Hardeep Singh Puri

Smart Cities only in Swachh Bharat

June 19, 2018

Minister for Housing and Urban Affairs Hardeep Singh Puri on Monday said setting up the ambitious Smart Cities campaign would be difficult without a major behavioural change in the population towards keeping the surroundings clean.

Hardeep Singh Puri

“You can build all the toilets you like but unless people come to the conclusion that it is more hygienic to use them than going out in open space… because unless you have the swachhta (cleanliness) right, you won’t get the smart city right,” he said at a CII function here.

“When the Prime Minister said that we will be Swachh Bharat and we need India to be totally open defecation free (ODF), he was asking for a paradigm shift so that there is a behavioural change,” Puri said about Prime Minister Narendra Modi’s call for Clean India in 2014.

The minister also highlighted that the Smart Cities campaign needed strong cooperation among departments, and the Centre and states. There are 4,041 cities in the country and for the 99 Smart Cities, there are about 4,000 projects costing Rs 204,000 crore, he said.

“That’s a lot of money and this is just the beginning. If you get these projects done, you will need at least 10 times more investment to ‘smartify’ the rest of the cities because the Smart Cities actually is an area-based development — circumscribe a certain territory and make that smart.”

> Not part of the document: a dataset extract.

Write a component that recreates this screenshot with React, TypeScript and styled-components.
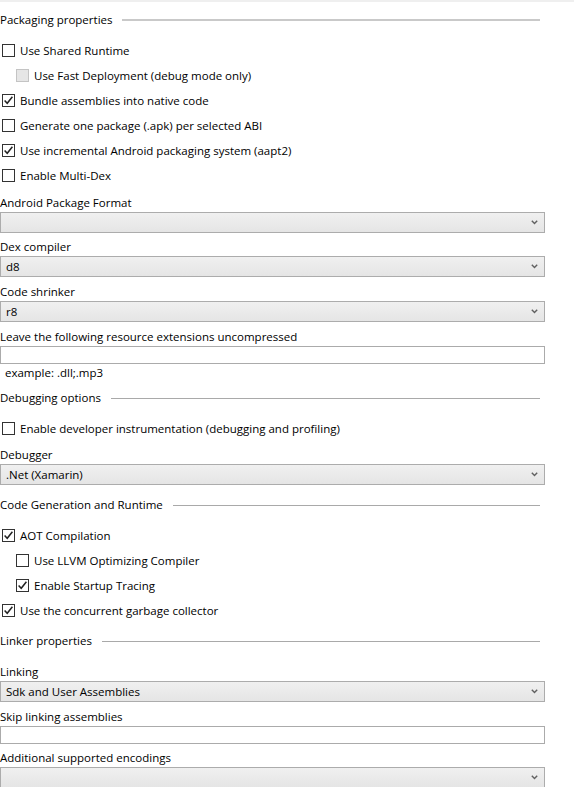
import React from "react";
import styled, { createGlobalStyle } from "styled-components";

const Global = createGlobalStyle`
  html, body { margin: 0; padding: 0; background: #ffffff; }
  body { font-family: "Segoe UI", "Open Sans", "Noto Sans", sans-serif; font-size: 11.5px; color: #000000; }
`;

const Page = styled.div`
  width: 574px;
  height: 787px;
  overflow: hidden;
  display: flex;
  flex-direction: column;
`;

const TopStrip = styled.div`
  height: 2px;
  background: #efefef;
  flex: none;
`;

const Content = styled.div`
  width: 545px;
  display: flex;
  flex-direction: column;
`;

const SectionHeader = styled.div<{ $top: number; $thick?: boolean }>`
  margin-top: ${(p) => p.$top}px;
  height: 20px;
  display: flex;
  align-items: center;
  gap: 10px;
  padding-right: 5px;
  line-height: 20px;
  white-space: nowrap;
  &::after {
    content: "";
    flex: 1;
    height: ${(p) => (p.$thick ? 2 : 1)}px;
    background: ${(p) => (p.$thick ? "#c9c9c9" : "#a9a9a9")};
  }
`;

const CheckList = styled.div<{ $top: number }>`
  margin-top: ${(p) => p.$top}px;
  display: flex;
  flex-direction: column;
`;

const CheckRow = styled.label<{ $indent?: boolean }>`
  height: 25px;
  display: flex;
  align-items: center;
  gap: 5px;
  padding-left: ${(p) => (p.$indent ? 16 : 2)}px;
  white-space: nowrap;
`;

const Box = styled.span<{ $disabled?: boolean }>`
  width: 13px;
  height: 13px;
  box-sizing: border-box;
  flex: none;
  border: 1px solid ${(p) => (p.$disabled ? "#c4c4c4" : "#333333")};
  background: ${(p) => (p.$disabled ? "#e6e6e6" : "#ffffff")};
  display: flex;
  align-items: center;
  justify-content: center;
`;

const Field = styled.div<{ $top: number }>`
  margin-top: ${(p) => p.$top}px;
  display: flex;
  flex-direction: column;
`;

const Label = styled.div`
  height: 18px;
  line-height: 18px;
  white-space: nowrap;
`;

const Select = styled.div`
  height: 21px;
  box-sizing: border-box;
  border: 1px solid #acacac;
  background: linear-gradient(#f0f0f0, #e5e5e5);
  display: flex;
  align-items: center;
  justify-content: space-between;
  padding: 0 6px 0 5px;
`;

const TextInput = styled.div`
  height: 18px;
  box-sizing: border-box;
  border: 1px solid #ababab;
  background: #ffffff;
`;

const Hint = styled.div`
  height: 18px;
  line-height: 18px;
  padding-left: 5px;
`;

const Check = ({ checked }: { checked: boolean }) =>
  checked ? (
    <svg width="11" height="11" viewBox="0 0 11 11">
      <path d="M1.6 5.6 L4.2 8.3 L9.4 1.8" fill="none" stroke="#222" strokeWidth="1.5" />
    </svg>
  ) : null;

const Chevron = () => (
  <svg width="7" height="5" viewBox="0 0 7 5">
    <path d="M0.8 0.8 L3.5 3.6 L6.2 0.8" fill="none" stroke="#606060" strokeWidth="1.4" />
  </svg>
);

type CB = { text: string; checked?: boolean; indent?: boolean; disabled?: boolean };

const CheckItem = ({ text, checked = false, indent, disabled }: CB) => (
  <CheckRow $indent={indent}>
    <Box $disabled={disabled}>
      <Check checked={checked} />
    </Box>
    <span>{text}</span>
  </CheckRow>
);

const SelectField = ({ label, value, top }: { label: string; value?: string; top: number }) => (
  <Field $top={top}>
    <Label>{label}</Label>
    <Select>
      <span>{value ?? ""}</span>
      <Chevron />
    </Select>
  </Field>
);

const InputField = ({ label, top }: { label: string; top: number }) => (
  <Field $top={top}>
    <Label>{label}</Label>
    <TextInput />
  </Field>
);

export default function App() {
  return (
    <Page>
      <Global />
      <TopStrip />
      <Content>
        <SectionHeader $top={8} $thick>
          Packaging properties
        </SectionHeader>
        <CheckList $top={8}>
          <CheckItem text="Use Shared Runtime" />
          <CheckItem text="Use Fast Deployment (debug mode only)" indent disabled />
          <CheckItem text="Bundle assemblies into native code" checked />
          <CheckItem text="Generate one package (.apk) per selected ABI" />
          <CheckItem text="Use incremental Android packaging system (aapt2)" checked />
          <CheckItem text="Enable Multi-Dex" />
        </CheckList>
        <SelectField label="Android Package Format" top={6} />
        <SelectField label="Dex compiler" value="d8" top={5} />
        <SelectField label="Code shrinker" value="r8" top={6} />
        <InputField label="Leave the following resource extensions uncompressed" top={6} />
        <Hint>example: .dll;.mp3</Hint>
        <SectionHeader $top={6}>Debugging options</SectionHeader>
        <CheckList $top={8}>
          <CheckItem text="Enable developer instrumentation (debugging and profiling)" />
        </CheckList>
        <SelectField label="Debugger" value=".Net (Xamarin)" top={5} />
        <SectionHeader $top={10}>Code Generation and Runtime</SectionHeader>
        <CheckList $top={8}>
          <CheckItem text="AOT Compilation" checked />
          <CheckItem text="Use LLVM Optimizing Compiler" indent />
          <CheckItem text="Enable Startup Tracing" indent checked />
          <CheckItem text="Use the concurrent garbage collector" checked />
        </CheckList>
        <SectionHeader $top={8}>Linker properties</SectionHeader>
        <SelectField label="Linking" value="Sdk and User Assemblies" top={12} />
        <InputField label="Skip linking assemblies" top={6} />
        <SelectField label="Additional supported encodings" top={5} />
      </Content>
    </Page>
  );
}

He said there was lot of cynicism coming as the scheme was announced in June 2015, the first tranche of 20 cities was announced in January 2016 and the last names of 20 cities came a few months ago in February 2018.

“The minister (Lawrence Wong, Singapore’s Minister for National Development) was very pointed. He said they have a smart mechanism to control it from the Prime Minister’s office,” Puri said. Before him, Wong had spoken about Singapore’s experience in upgrading their city.

“We decided long ago that if you wanted something to work you needed to insulate that mechanism from the pressures of competitive politics and from populism. We got Delhi Metro right because through an Act of Parliament we set up a special purpose vehicle, which runs the metro and that is a success story,” he said.

Delhi Metro currently covers 280 km which makes it the fourth largest metro in the world. By end of this year, it will be 380 km, Puri said.